English actor Michael Redgrave a tall man with an aristocratic bearing, became a major force in British stage and screen during the mid-twentieth century.
Background
Redgrave was born in Bristol, England on the 20 of March in 1908. Redgrave's parents were both actors. He never knew his father, who left when the boy was six months old to pursue a career in Australia. He died when Redgrave was fourteen. His mother subsequently married Captain James Anderson, a tea planter. Redgrave greatly disliked his stepfather.
Education
Attending Clifton College until 1927, he then enrolled at Magdalene College, Cambridge, where he distinguished himself among his classmates as a poet, editor of the school magazine Venture and contributor of film reviews to the literary magazine Granta. Having a vague idea of one day becoming a writer, after graduating in 1932 he decided to take the prescribed next step for someone who was not independently wealthy.
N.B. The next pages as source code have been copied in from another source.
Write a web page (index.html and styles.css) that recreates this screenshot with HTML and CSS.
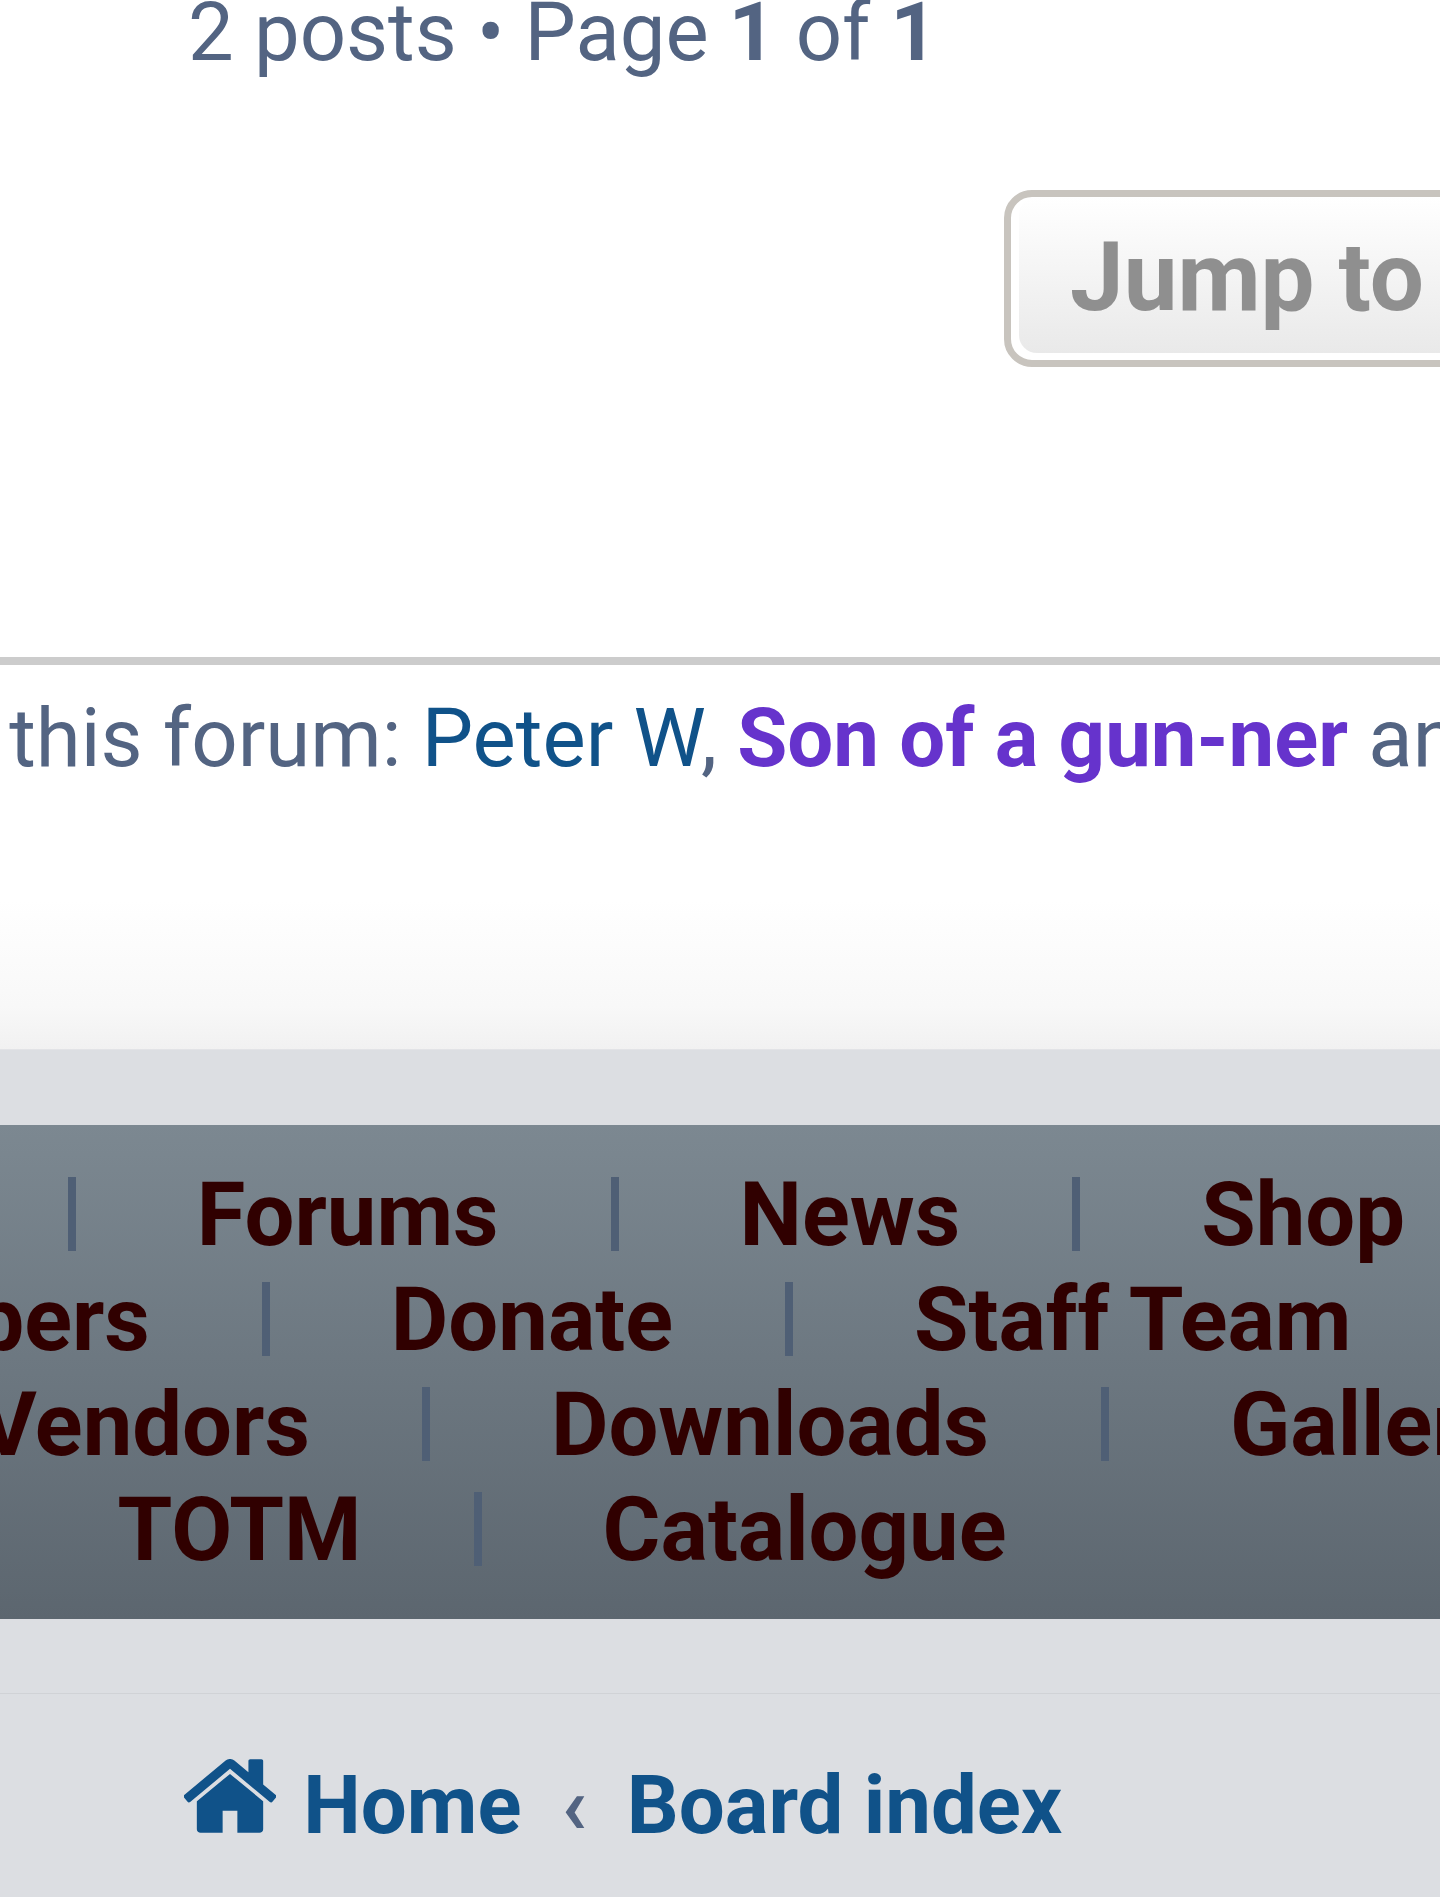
FILE: index.html
```html
<!DOCTYPE html>
<html lang="en">
<head>
  <meta charset="UTF-8" />
  <meta name="viewport" content="width=device-width, initial-scale=1" />
  <title>Board index</title>
  <link rel="stylesheet" href="styles.css">
</head>
<body>
  <div class="wrap">
    <div class="pagination">2 posts • Page <strong>1</strong> of <strong>1</strong></div>

    <div class="action-bar">
      <button class="jump-btn"><span>Jump to</span></button>
    </div>

    <div class="online">
      <p class="online-text">Users browsing this forum: <a href="#">Peter W</a>, <a href="#" class="user-colour">Son of a gun-ner</a> and 5 guests</p>
    </div>
  </div>

  <!-- Main links, rows are centred on a box wider than the window -->
  <nav class="navlinks">
    <div class="nav-row"><a href="#">Home</a><i></i><a href="#">Forums</a><i></i><a href="#">News</a><i></i><a href="#">Shop</a></div>
    <div class="nav-row"><a href="#">Members</a><i></i><a href="#">Donate</a><i></i><a href="#">Staff Team</a></div>
    <div class="nav-row"><a href="#">Art</a><i></i><a href="#">Vendors</a><i></i><a href="#">Downloads</a><i></i><a href="#">Gallery</a></div>
    <div class="nav-row"><a href="#">TOTM</a><i></i><a href="#">Catalogue</a></div>
  </nav>

  <footer class="breadcrumbs">
    <a href="#" class="crumb">
      <svg class="home-icon" viewBox="97 256 1598 1280" aria-hidden="true"><path d="M1472 992v480q0 26-19 45t-45 19h-384v-384h-256v384h-384q-26 0-45-19t-19-45v-480q0-1 .5-3t.5-3l575-474 575 474q1 2 1 6zm223-69l-62 74q-8 9-21 11h-3q-13 0-21-7l-692-577-692 577q-12 8-24 7-13-2-21-11l-62-74q-8-10-7-23.5t11-21.5l719-599q32-26 76-26t76 26l244 204v-195q0-14 9-23t23-9h192q14 0 23 9t9 23v408l219 182q10 8 11 21.5t-7 23.5z"/></svg>
      Home
    </a>
    <span class="crumb-sep">‹</span>
    <a href="#" class="crumb">Board index</a>
  </footer>
</body>
</html>
```

FILE: styles.css
```css
:root {
  --text: #536482;
  --link: #105289;
  --page-bg: #dcdee2;
}

body {
  margin: 0;
  height: 1897px;
  overflow: hidden;
  background: var(--page-bg);
  font-family: Roboto, sans-serif;
  color: var(--text);
}

a {
  color: var(--link);
  text-decoration: none;
}

.wrap {
  display: flow-root;
  height: 1050px;
  background: linear-gradient(to bottom, #fff 0, #fff 900px, #f8f8f8 1006px, #f1f1f1 1050px);
  border-bottom: 1px solid #e2e3e6;
  box-sizing: border-box;
}

.pagination {
  margin-top: -18px;
  padding-left: 188px;
  font-size: 81.4px;
  line-height: 100px;
}

.action-bar {
  display: flex;
  margin-top: 108px;
  padding-left: 1004px;
}

.jump-btn {
  flex: none;
  width: 600px;
  height: 177px;
  padding: 0;
  border: 7px solid #c8c4be;
  border-radius: 28px;
  background: #fff;
  font: 700 96px Roboto, sans-serif;
  color: #8f8f8f;
  text-align: left;
}

.jump-btn span {
  display: block;
  margin: 0 8px 7px;
  height: 156px;
  padding-left: 51px;
  line-height: 160px;
  border-radius: 18px;
  background: linear-gradient(to bottom, #fff, #e9e9e9);
}

.online {
  margin-top: 290px;
  border-top: 8px solid #ccc;
}

.online-text {
  margin: 0 0 0 -572px;
  padding-top: 23px;
  font-size: 81.5px;
  line-height: 100px;
  white-space: nowrap;
}

.user-colour {
  color: #6633cc;
  font-weight: 700;
}

.navlinks {
  width: 2080px;
  margin: 75px 0 0 -478px;
  padding: 36px 0 38px;
  background: linear-gradient(to bottom, #7c8891, #5c666f);
}

.nav-row {
  display: flex;
  justify-content: center;
  align-items: center;
  gap: 112px;
  height: 105px;
  font-size: 88.5px;
  font-weight: 700;
  white-space: nowrap;
}

.nav-row a {
  padding-top: 2px;
  color: #300000;
}

.nav-row i {
  width: 8px;
  height: 74px;
  margin-right: 9px;
  background: #4f5f75;
}

.breadcrumbs {
  display: flex;
  align-items: baseline;
  gap: 40px;
  margin-top: 74px;
  padding: 61px 0 0 184px;
  border-top: 1px solid #d0d2d6;
  font-size: 81.5px;
  font-weight: 700;
  line-height: 100px;
}

.crumb {
  white-space: nowrap;
}

.home-icon {
  width: 92px;
  height: 74px;
  margin-right: 7px;
  fill: var(--link);
}

.crumb-sep {
  color: var(--text);
}
```
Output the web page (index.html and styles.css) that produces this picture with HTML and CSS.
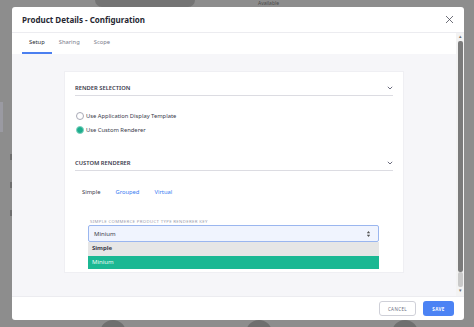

In 1934 the 25-year-old Cambridge University graduate got a job as a modern-language teacher at England's Cranleigh School.
Having been active in theatre as an undergraduate student–he directed a production of The Battle of the Book in 1930–Redgrave quickly gravitated to Cranleigh's theatre program. Inspired to return to his acting roots when his work with young thespians won him praise, Redgrave left Cranleigh and entered the theatre in the mid-1930.
In 1966, he received an honorary DLitt degree from the University of Bristol.
Career
Redgrave made his first professional appearance at the Playhouse in Liverpool on 30 August 1934 as Roy Darwin in Counsellor-at-Law (by Elmer Rice), then spent two years with its Liverpool Repertory Company.
Offered a job by Tyrone Guthrie, Redgrave made his first professional debut in London at the Old Vic on 14 September 1936, playing Ferdinand in Love's Labours Lost.
At the Embassy Theatre in March 1937, he played Anderson in a mystery play, The Bat, before returning to the Old Vic in April, succeeding Marius Goring as Chorus in Henry V.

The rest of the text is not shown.